For the first hour or so, Muscle Shoals seems to be the rare music-history doc willing to use its subject—a small Alabama town that has earned a reputation as a recording haven—as a springboard for something bigger than just a collection of archival clips and rock-star anecdotes. Unfortunately, the film eventually gives in to the clichés of the genre. And although the intriguingly named first-time director Greg “Freddy” Camalier makes the twice-told tales of the film’s second hour watchable, they end up paling in comparison to its essayistic first half.

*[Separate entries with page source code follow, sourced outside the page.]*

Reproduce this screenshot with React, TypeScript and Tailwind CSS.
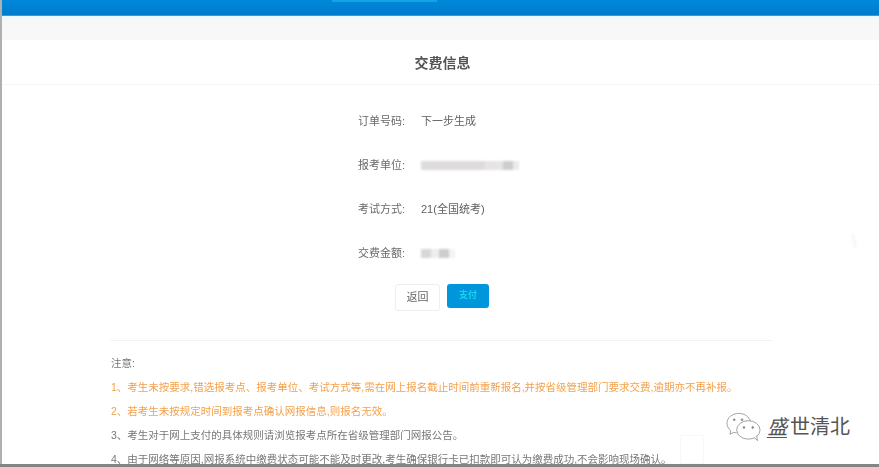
import React from "react";

const cjk = "font-['Liberation_Sans','Noto_Sans_CJK_SC',sans-serif]";

function Row({ label, children }: { label: string; children: React.ReactNode }) {
  return (
    <div className="flex h-[44px] items-center blur-[0.4px]">
      <div className="w-[63px] text-[11px] text-[#6a6a6a]">{label}</div>
      <div className="text-[11px] text-[#5f5f5f]">{children}</div>
    </div>
  );
}

function Blur({ parts }: { parts: [number, string][] }) {
  return (
    <div className="flex h-[9px] blur-[1.2px]">
      {parts.map(([w, c], i) => (
        <div key={i} className="h-full" style={{ width: w, background: c }} />
      ))}
    </div>
  );
}

export default function App() {
  return (
    <div className={`relative h-[467px] w-[879px] overflow-hidden bg-white ${cjk}`}>
      <div className="flex h-full flex-col border-l-2 border-[#b0b0b0]">
        <div className="h-[16px] shrink-0 border-b border-[#00b4dc] bg-gradient-to-b from-[#0088da] to-[#007ccd] pl-[330px]">
          <div className="h-[2px] w-[105px] bg-[#12a5e4]" />
        </div>
        <div className="h-[4px] shrink-0 bg-gradient-to-b from-[#e4fbff] to-[#f8f8f8]" />
        <div className="h-[20px] shrink-0 bg-[#f8f8f8]" />
        <div className="flex h-[45px] shrink-0 items-center justify-center border-b border-[#f6f6f6] pl-[4px] pt-[2px] text-[14px] font-bold text-[#555] blur-[0.4px]">
          交费信息
        </div>
        <div className="flex flex-col pl-[356px] pt-[14px]">
          <Row label="订单号码:">下一步生成</Row>
          <Row label="报考单位:">
            <Blur parts={[[64, "#dedbdb"], [18, "#e6e4e4"], [10, "#cfcccc"], [6, "#ecebeb"]]} />
          </Row>
          <Row label="考试方式:">21(全国统考)</Row>
          <Row label="交费金额:">
            <Blur parts={[[10, "#d9d6d6"], [8, "#eeeeee"], [10, "#cfcccc"], [6, "#f3f3f3"]]} />
          </Row>
        </div>
        <div className="ml-[393px] mt-[9px] flex gap-[7px] blur-[0.3px]">
          <div className="flex h-[27px] w-[45px] items-center justify-center rounded-[3px] border border-[#eeeeee] text-[11px] text-[#666]">返回</div>
          <div className="flex h-[24px] w-[42px] items-center justify-center rounded-[3px] bg-[#0096dc] text-[9px] font-bold text-[#19d3ef]">支付</div>
        </div>
        <div className="ml-[108px] mt-[29px] h-px w-[662px] shrink-0 bg-[#f2f2f2]" />
        <div className="ml-[109px] flex flex-col gap-[10px] pt-[15px] text-[10.5px] leading-[14px] text-[#777] blur-[0.5px]">
          <div>注意:</div>
          <div className="whitespace-nowrap text-[#f5a04a]">1、考生未按要求,错选报考点、报考单位、考试方式等,需在网上报名截止时间前重新报名,并按省级管理部门要求交费,逾期亦不再补报。</div>
          <div className="text-[#f5a04a]">2、若考生未按规定时间到报考点确认网报信息,则报名无效。</div>
          <div>3、考生对于网上支付的具体规则请浏览报考点所在省级管理部门网报公告。</div>
          <div className="whitespace-nowrap">4、由于网络等原因,网报系统中缴费状态可能不能及时更改,考生确保银行卡已扣款即可认为缴费成功,不会影响现场确认。</div>
        </div>
      </div>
      <div className="absolute bottom-0 left-0 h-[3px] w-full bg-[#858585]" />
      <div className="absolute left-[680px] top-[435px] h-[29px] w-[24px] rounded-[2px] border border-[#f8f8f8]" />
      <div className="absolute left-[852px] top-[234px] h-[14px] w-[4px] rotate-[-15deg] bg-[#f8f8f8] blur-[1px]" />
      <div className="absolute left-[726px] top-[412px] flex items-center gap-[8px]">
        <svg width="35" height="30" viewBox="0 0 36 30" fill="none" stroke="#8a8a8a" strokeWidth="0.8">
          <path d="M11 21c-1 0-2-.2-3-.5l-4 2 1-3.500C2.500 17 1 14 1 11 1 5.500 6.500 1 13 1c6 0 11 3.500 12 8" />
          <ellipse cx="23" cy="18" rx="12" ry="9.500" fill="white" />
          <path d="M29 26l3.500 3-1-5" fill="white" />
          <circle cx="8.500" cy="7.500" r=".9" fill="#777" />
          <circle cx="16.500" cy="7.500" r=".9" fill="#777" />
          <circle cx="18.500" cy="15.500" r=".9" fill="#777" />
          <circle cx="27.500" cy="15.500" r=".9" fill="#777" />
        </svg>
        <span className="flex text-[20px] leading-none text-[#555]">
          <span className="mr-[1px] inline-block -skew-x-12 border-b border-[#555]">盛</span>
          <span>世清北</span>
        </span>
      </div>
    </div>
  );
}
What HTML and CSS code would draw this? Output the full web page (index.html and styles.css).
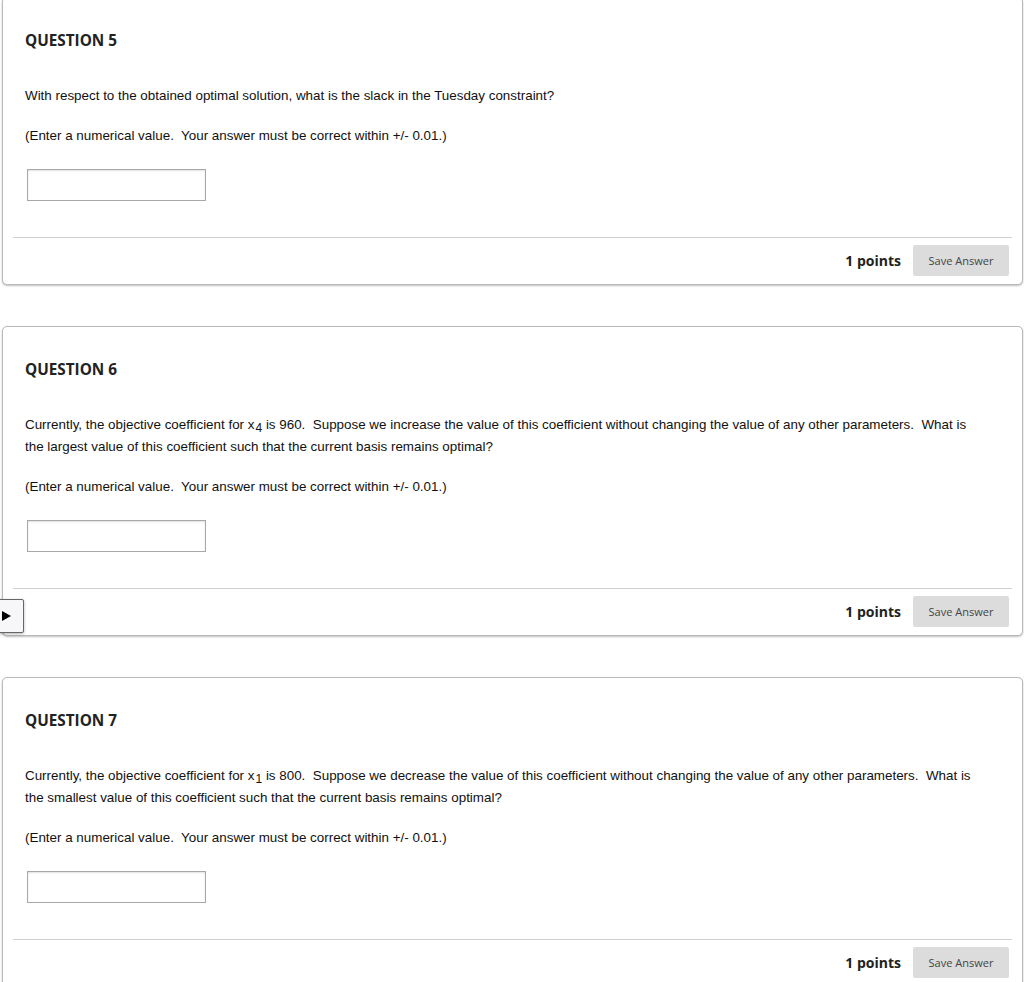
FILE: index.html
```html
<!DOCTYPE html>
<html>
<head>
<meta charset="utf-8">
<link rel="stylesheet" href="styles.css">
</head>
<body>
<div class="page">
  <div class="card">
    <h2 class="q-title">QUESTION 5</h2>
    <div class="q-body">
      <p>With respect to the obtained optimal solution, what is the slack in the Tuesday constraint?</p>
      <p>(Enter a numerical value.&nbsp; Your answer must be correct within +/- 0.01.)</p>
    </div>
    <input class="answer" type="text">
    <div class="q-footer">
      <span class="points">1 points</span>
      <button class="save">Save Answer</button>
    </div>
  </div>

  <div class="card">
    <button class="toggle" aria-label="Expand"><span class="tri"></span></button>
    <h2 class="q-title">QUESTION 6</h2>
    <div class="q-body">
      <p>Currently, the objective coefficient for x<sub>4</sub> is 960.&nbsp; Suppose we increase the value of this coefficient without changing the value of any other parameters.&nbsp; What is the largest value of this coefficient such that the current basis remains optimal?</p>
      <p>(Enter a numerical value.&nbsp; Your answer must be correct within +/- 0.01.)</p>
    </div>
    <input class="answer" type="text">
    <div class="q-footer">
      <span class="points">1 points</span>
      <button class="save">Save Answer</button>
    </div>
  </div>

  <div class="card">
    <h2 class="q-title">QUESTION 7</h2>
    <div class="q-body">
      <p>Currently, the objective coefficient for x<sub>1</sub> is 800.&nbsp; Suppose we decrease the value of this coefficient without changing the value of any other parameters.&nbsp; What is the smallest value of this coefficient such that the current basis remains optimal?</p>
      <p>(Enter a numerical value.&nbsp; Your answer must be correct within +/- 0.01.)</p>
    </div>
    <input class="answer" type="text">
    <div class="q-footer">
      <span class="points">1 points</span>
      <button class="save">Save Answer</button>
    </div>
  </div>
</div>
</body>
</html>
```

FILE: styles.css
```css
html, body {
  margin: 0;
  padding: 0;
  background: #fff;
  overflow: hidden;
}

.page {
  margin-top: -3px;
  padding-left: 2px;
  width: 1021px;
  display: flex;
  flex-direction: column;
  gap: 41px;
}

.card {
  position: relative;
  border: 1px solid #b9b9b9;
  border-radius: 5px;
  box-shadow: 0 1px 2px rgba(0, 0, 0, 0.25);
  padding: 31px 0 0 22px;
  background: #fff;
}

.q-title {
  margin: 0;
  font-family: "Open Sans", sans-serif;
  font-weight: 700;
  font-size: 15.3px;
  line-height: 22px;
  color: #222;
}

.q-body {
  margin-top: 34px;
  padding-right: 36px;
  font-family: "Liberation Sans", Arial, sans-serif;
  font-size: 13.4px;
  line-height: 22px;
  color: #111;
}

.q-body p {
  margin: 0 0 18px;
}

.q-body p:last-child {
  margin-bottom: 0;
}

.q-body sub {
  font-size: 12px;
  line-height: 0;
  vertical-align: -3px;
  margin-left: 1px;
}

.answer {
  display: block;
  box-sizing: border-box;
  margin: 22px 0 0 2px;
  width: 179px;
  height: 32px;
  border: 1px solid #a8a8a8;
  border-radius: 0;
  box-shadow: inset 0 1px 2px rgba(0, 0, 0, 0.12);
  padding: 0 6px;
  font-size: 13px;
}

.q-footer {
  margin: 36px 10px 0 -12px;
  border-top: 1px solid #cfcfcf;
  padding: 7px 3px 8px 0;
  display: flex;
  justify-content: flex-end;
  align-items: center;
  gap: 12px;
}

.points {
  font-family: "Open Sans", sans-serif;
  font-weight: 700;
  font-size: 14px;
  color: #222;
}

.save {
  width: 96px;
  height: 31px;
  border: none;
  border-radius: 2px;
  background: #dcdcdc;
  font-family: "Open Sans", sans-serif;
  font-size: 11px;
  color: #444;
  padding: 0;
}

.toggle {
  position: absolute;
  left: -5px;
  top: 272px;
  width: 26px;
  height: 34px;
  box-sizing: border-box;
  border: 1px solid #666;
  border-radius: 0 2px 2px 0;
  background: #f7f7fa;
  box-shadow: 0 1px 3px rgba(0, 0, 0, 0.3);
  padding: 0;
  display: flex;
  align-items: center;
  justify-content: flex-start;
}

.tri {
  display: block;
  margin-left: 3px;
  width: 0;
  height: 0;
  border-top: 5px solid transparent;
  border-bottom: 5px solid transparent;
  border-left: 9px solid #000;
}
```
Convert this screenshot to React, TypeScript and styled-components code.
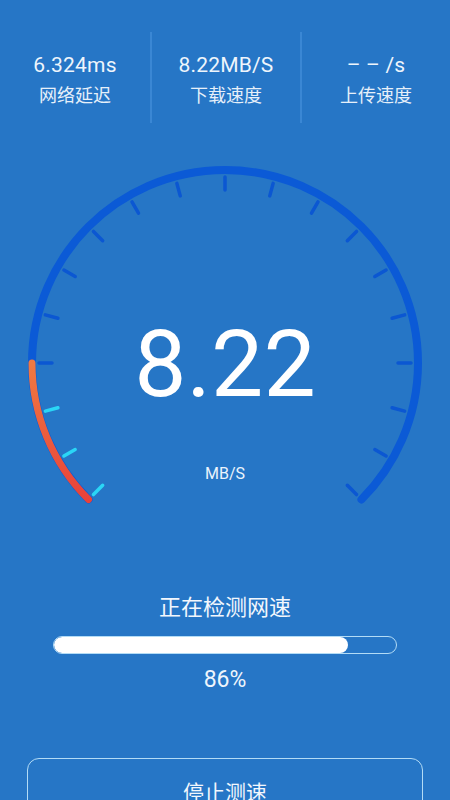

Dominated by landscape shots, the movie’s opening stretch interweaves the early history of Rick Hall’s FAME studio—which produced “Respect,” “Chain Of Fools,” “When A Man Loves A Woman,” and Wilson Pickett’s version of “Land Of A Thousand Dances”—with discussions of nature, race relations, and the role of communities in producing art. Big-name talking heads, including Mick Jagger, Keith Richards, Bono, Jimmy Cliff, and Aretha Franklin, serve as cultural commentators rather than personal storytellers. It’s refreshing, for example, to see Jagger and Richards talk at length about the often-overlooked country-soul crooner Arthur Anderson, or to hear an uncharacteristically cogent Bono discuss the importance of rivers in shaping the sound and imagery of rock music. What emerges is a vision of popular music as the product of a complex combination of landscapes and cultures; much time is devoted to the natural echo of work songs and the innate musicality of bodies of water.
However, because Muscle Shoals is structured chronologically, it is eventually forced to shift its focus from community to rivalry. FAME’s prized session musicians split with Hall to found Muscle Shoals Sound in 1969, and the film’s second hour focuses on the way the competing studios diverged in the 1970s, with Hall moving from soul into mainstream pop—producing records for Paul Anka, Tom Jones, and The Osmonds—as his former employees focused on rock singer-songwriters. While the film ends up making a case for the importance of session musicians—especially drummer Roger Hawkins—in shaping popular music, it does so through means so conventional (archival footage, statements from famous people) that its second half feels like an extended, tacked-on epilogue to an hour-long essay film.